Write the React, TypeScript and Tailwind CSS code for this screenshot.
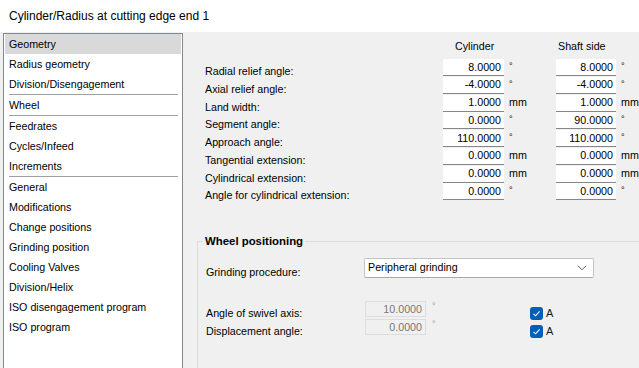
import React from "react";

const FONT = { fontFamily: '"Liberation Sans", Arial, sans-serif' };

type NavItem = { label: string; selected?: boolean } | "sep";

const nav: NavItem[] = [
  { label: "Geometry", selected: true },
  { label: "Radius geometry" },
  { label: "Division/Disengagement" },
  "sep",
  { label: "Wheel" },
  "sep",
  { label: "Feedrates" },
  { label: "Cycles/Infeed" },
  { label: "Increments" },
  "sep",
  { label: "General" },
  { label: "Modifications" },
  { label: "Change positions" },
  { label: "Grinding position" },
  { label: "Cooling Valves" },
  { label: "Division/Helix" },
  { label: "ISO disengagement program" },
  { label: "ISO program" },
];

type Row = { label: string; a: string; ua: string; b: string; ub: string };

const rows: Row[] = [
  { label: "Radial relief angle:", a: "8.0000", ua: "°", b: "8.0000", ub: "°" },
  { label: "Axial relief angle:", a: "-4.0000", ua: "°", b: "-4.0000", ub: "°" },
  { label: "Land width:", a: "1.0000", ua: "mm", b: "1.0000", ub: "mm" },
  { label: "Segment angle:", a: "0.0000", ua: "°", b: "90.0000", ub: "°" },
  { label: "Approach angle:", a: "110.0000", ua: "°", b: "110.0000", ub: "°" },
  { label: "Tangential extension:", a: "0.0000", ua: "mm", b: "0.0000", ub: "mm" },
  { label: "Cylindrical extension:", a: "0.0000", ua: "mm", b: "0.0000", ub: "mm" },
  { label: "Angle for cylindrical extension:", a: "0.0000", ua: "°", b: "0.0000", ub: "°" },
];

function Field({ value, width }: { value: string; width: string }) {
  return (
    <div
      className={`${width} h-[17px] bg-white border-b border-[#868686] flex items-center justify-end pr-[3px] text-[10.7px] text-black leading-none`}
    >
      {value}
    </div>
  );
}

function Unit({ u }: { u: string }) {
  return (
    <div className="w-[52px] pl-[5px] text-[10.7px] leading-none self-start pt-[2px] text-black">
      {u === "°" ? <span className="text-[9px] relative -top-[1px]">°</span> : u}
    </div>
  );
}

function Check() {
  return (
    <div className="w-[13px] h-[13px] rounded-[3px] bg-[#005fb8] flex items-center justify-center">
      <svg width="9" height="9" viewBox="0 0 9 9">
        <path d="M1.5 4.8 L3.6 6.8 L7.6 2.4" fill="none" stroke="white" strokeWidth="1.1" />
      </svg>
    </div>
  );
}

function DisabledField({ value }: { value: string }) {
  return (
    <div className="w-[61px] h-[16px] bg-[#f0f0f0] border border-[#dddddd] flex items-center justify-end pr-[3px] text-[10.7px] text-[#777777] leading-none">
      {value}
    </div>
  );
}

export default function App() {
  return (
    <div
      className="w-[639px] h-[368px] bg-[#f0f0f0] overflow-hidden flex flex-col text-black"
      style={FONT}
    >
      <div className="h-[32px] shrink-0 bg-white flex items-center pl-[9px] text-[12px] pb-[1px]">
        Cylinder/Radius at cutting edge end 1
      </div>
      <div className="flex flex-1 min-h-0">
        <div className="ml-[3px] mt-[1px] w-[180px] h-[400px] shrink-0 border border-[#828790] bg-white px-[1px] text-[10.7px]">
          {nav.map((n, i) =>
            n === "sep" ? (
              <div key={i} className="h-[1px] bg-[#a0a0a0] ml-[4px] mr-[3px]" />
            ) : (
              <div
                key={i}
                className={`h-[20px] flex items-center pl-[4px] ${n.selected ? "bg-[#d9d9d9]" : ""}`}
              >
                {n.label}
              </div>
            )
          )}
        </div>
        <div className="flex-1 flex flex-col">
          <div className="pl-[22px] pt-[8px] text-[10.7px]">
            <div className="flex h-[13px] items-center">
              <div className="w-[250px]" />
              <div className="w-[103px]">Cylinder</div>
              <div>Shaft side</div>
            </div>
            <div className="mt-[6px] flex flex-col">
              {rows.map((r) => (
                <div key={r.label} className="flex h-[17.75px]">
                  <div className="w-[238px] pt-[7px] leading-none">{r.label}</div>
                  <Field value={r.a} width="w-[61px]" />
                  <Unit u={r.ua} />
                  <Field value={r.b} width="w-[60px]" />
                  <div className="pl-[5px] text-[10.7px] leading-none pt-[2px]">
                    {r.ub === "°" ? <span className="text-[9px] relative -top-[1px]">°</span> : r.ub}
                  </div>
                </div>
              ))}
            </div>
          </div>
          <fieldset className="ml-[14px] mt-[33px] flex-1 border-t border-l border-[#dcdcdc] pl-[8px]">
            <legend className="-ml-[3px] px-[2px] font-bold text-[11.4px] leading-[14px]">
              Wheel positioning
            </legend>
            <div className="flex items-center mt-[7px] text-[10.7px]">
              <div className="w-[158px] pt-[9px]">Grinding procedure:</div>
              <div className="w-[230px] h-[20px] bg-white border border-[#c4c4c4] border-b-[#a8a8a8] rounded-[2px] flex items-center justify-between pl-[3px] pr-[6px]">
                <span>Peripheral grinding</span>
                <svg width="10" height="6" viewBox="0 0 10 6">
                  <path d="M1 0.8 L5 4.8 L9 0.8" fill="none" stroke="#606060" strokeWidth="1" />
                </svg>
              </div>
            </div>
            <div className="mt-[21px] flex flex-col gap-[2px] text-[10.7px]">
              {[
                { l: "Angle of swivel axis:", v: "10.0000" },
                { l: "Displacement angle:", v: "0.0000" },
              ].map((r) => (
                <div key={r.l} className="flex h-[16px]">
                  <div className="w-[159px] pt-[7px] leading-none">{r.l}</div>
                  <DisabledField value={r.v} />
                  <div className="w-[104px] pl-[6px] text-[9px] text-[#999999] leading-none pt-[1px]">°</div>
                  <div className="flex items-center gap-[3px] pt-[8px]">
                    <Check />
                    <span className="leading-none text-[11px] text-[#1a1a1a]" style={{ fontWeight: 500 }}>A</span>
                  </div>
                </div>
              ))}
            </div>
          </fieldset>
        </div>
      </div>
    </div>
  );
}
====
◆ Problem to solve: Omit the pictures and output all of the other material exactly.

◆ Problem solution:
Write the React, TypeScript and Tailwind CSS code for this screenshot.
import React from "react";

const FONT = { fontFamily: '"Liberation Sans", Arial, sans-serif' };

type NavItem = { label: string; selected?: boolean } | "sep";

const nav: NavItem[] = [
  { label: "Geometry", selected: true },
  { label: "Radius geometry" },
  { label: "Division/Disengagement" },
  "sep",
  { label: "Wheel" },
  "sep",
  { label: "Feedrates" },
  { label: "Cycles/Infeed" },
  { label: "Increments" },
  "sep",
  { label: "General" },
  { label: "Modifications" },
  { label: "Change positions" },
  { label: "Grinding position" },
  { label: "Cooling Valves" },
  { label: "Division/Helix" },
  { label: "ISO disengagement program" },
  { label: "ISO program" },
];

type Row = { label: string; a: string; ua: string; b: string; ub: string };

const rows: Row[] = [
  { label: "Radial relief angle:", a: "8.0000", ua: "°", b: "8.0000", ub: "°" },
  { label: "Axial relief angle:", a: "-4.0000", ua: "°", b: "-4.0000", ub: "°" },
  { label: "Land width:", a: "1.0000", ua: "mm", b: "1.0000", ub: "mm" },
  { label: "Segment angle:", a: "0.0000", ua: "°", b: "90.0000", ub: "°" },
  { label: "Approach angle:", a: "110.0000", ua: "°", b: "110.0000", ub: "°" },
  { label: "Tangential extension:", a: "0.0000", ua: "mm", b: "0.0000", ub: "mm" },
  { label: "Cylindrical extension:", a: "0.0000", ua: "mm", b: "0.0000", ub: "mm" },
  { label: "Angle for cylindrical extension:", a: "0.0000", ua: "°", b: "0.0000", ub: "°" },
];

function Field({ value, width }: { value: string; width: string }) {
  return (
    <div
      className={`${width} h-[17px] bg-white border-b border-[#868686] flex items-center justify-end pr-[3px] text-[10.7px] text-black leading-none`}
    >
      {value}
    </div>
  );
}

function Unit({ u }: { u: string }) {
  return (
    <div className="w-[52px] pl-[5px] text-[10.7px] leading-none self-start pt-[2px] text-black">
      {u === "°" ? <span className="text-[9px] relative -top-[1px]">°</span> : u}
    </div>
  );
}

function Check() {
  return (
    <div className="w-[13px] h-[13px] rounded-[3px] bg-[#005fb8] flex items-center justify-center">
      <svg width="9" height="9" viewBox="0 0 9 9">
        <path d="M1.5 4.8 L3.6 6.8 L7.6 2.4" fill="none" stroke="white" strokeWidth="1.1" />
      </svg>
    </div>
  );
}

function DisabledField({ value }: { value: string }) {
  return (
    <div className="w-[61px] h-[16px] bg-[#f0f0f0] border border-[#dddddd] flex items-center justify-end pr-[3px] text-[10.7px] text-[#777777] leading-none">
      {value}
    </div>
  );
}

export default function App() {
  return (
    <div
      className="w-[639px] h-[368px] bg-[#f0f0f0] overflow-hidden flex flex-col text-black"
      style={FONT}
    >
      <div className="h-[32px] shrink-0 bg-white flex items-center pl-[9px] text-[12px] pb-[1px]">
        Cylinder/Radius at cutting edge end 1
      </div>
      <div className="flex flex-1 min-h-0">
        <div className="ml-[3px] mt-[1px] w-[180px] h-[400px] shrink-0 border border-[#828790] bg-white px-[1px] text-[10.7px]">
          {nav.map((n, i) =>
            n === "sep" ? (
              <div key={i} className="h-[1px] bg-[#a0a0a0] ml-[4px] mr-[3px]" />
            ) : (
              <div
                key={i}
                className={`h-[20px] flex items-center pl-[4px] ${n.selected ? "bg-[#d9d9d9]" : ""}`}
              >
                {n.label}
              </div>
            )
          )}
        </div>
        <div className="flex-1 flex flex-col">
          <div className="pl-[22px] pt-[8px] text-[10.7px]">
            <div className="flex h-[13px] items-center">
              <div className="w-[250px]" />
              <div className="w-[103px]">Cylinder</div>
              <div>Shaft side</div>
            </div>
            <div className="mt-[6px] flex flex-col">
              {rows.map((r) => (
                <div key={r.label} className="flex h-[17.75px]">
                  <div className="w-[238px] pt-[7px] leading-none">{r.label}</div>
                  <Field value={r.a} width="w-[61px]" />
                  <Unit u={r.ua} />
                  <Field value={r.b} width="w-[60px]" />
                  <div className="pl-[5px] text-[10.7px] leading-none pt-[2px]">
                    {r.ub === "°" ? <span className="text-[9px] relative -top-[1px]">°</span> : r.ub}
                  </div>
                </div>
              ))}
            </div>
          </div>
          <fieldset className="ml-[14px] mt-[33px] flex-1 border-t border-l border-[#dcdcdc] pl-[8px]">
            <legend className="-ml-[3px] px-[2px] font-bold text-[11.4px] leading-[14px]">
              Wheel positioning
            </legend>
            <div className="flex items-center mt-[7px] text-[10.7px]">
              <div className="w-[158px] pt-[9px]">Grinding procedure:</div>
              <div className="w-[230px] h-[20px] bg-white border border-[#c4c4c4] border-b-[#a8a8a8] rounded-[2px] flex items-center justify-between pl-[3px] pr-[6px]">
                <span>Peripheral grinding</span>
                <svg width="10" height="6" viewBox="0 0 10 6">
                  <path d="M1 0.8 L5 4.8 L9 0.8" fill="none" stroke="#606060" strokeWidth="1" />
                </svg>
              </div>
            </div>
            <div className="mt-[21px] flex flex-col gap-[2px] text-[10.7px]">
              {[
                { l: "Angle of swivel axis:", v: "10.0000" },
                { l: "Displacement angle:", v: "0.0000" },
              ].map((r) => (
                <div key={r.l} className="flex h-[16px]">
                  <div className="w-[159px] pt-[7px] leading-none">{r.l}</div>
                  <DisabledField value={r.v} />
                  <div className="w-[104px] pl-[6px] text-[9px] text-[#999999] leading-none pt-[1px]">°</div>
                  <div className="flex items-center gap-[3px] pt-[8px]">
                    <Check />
                    <span className="leading-none text-[11px] text-[#1a1a1a]" style={{ fontWeight: 500 }}>A</span>
                  </div>
                </div>
              ))}
            </div>
          </fieldset>
        </div>
      </div>
    </div>
  );
}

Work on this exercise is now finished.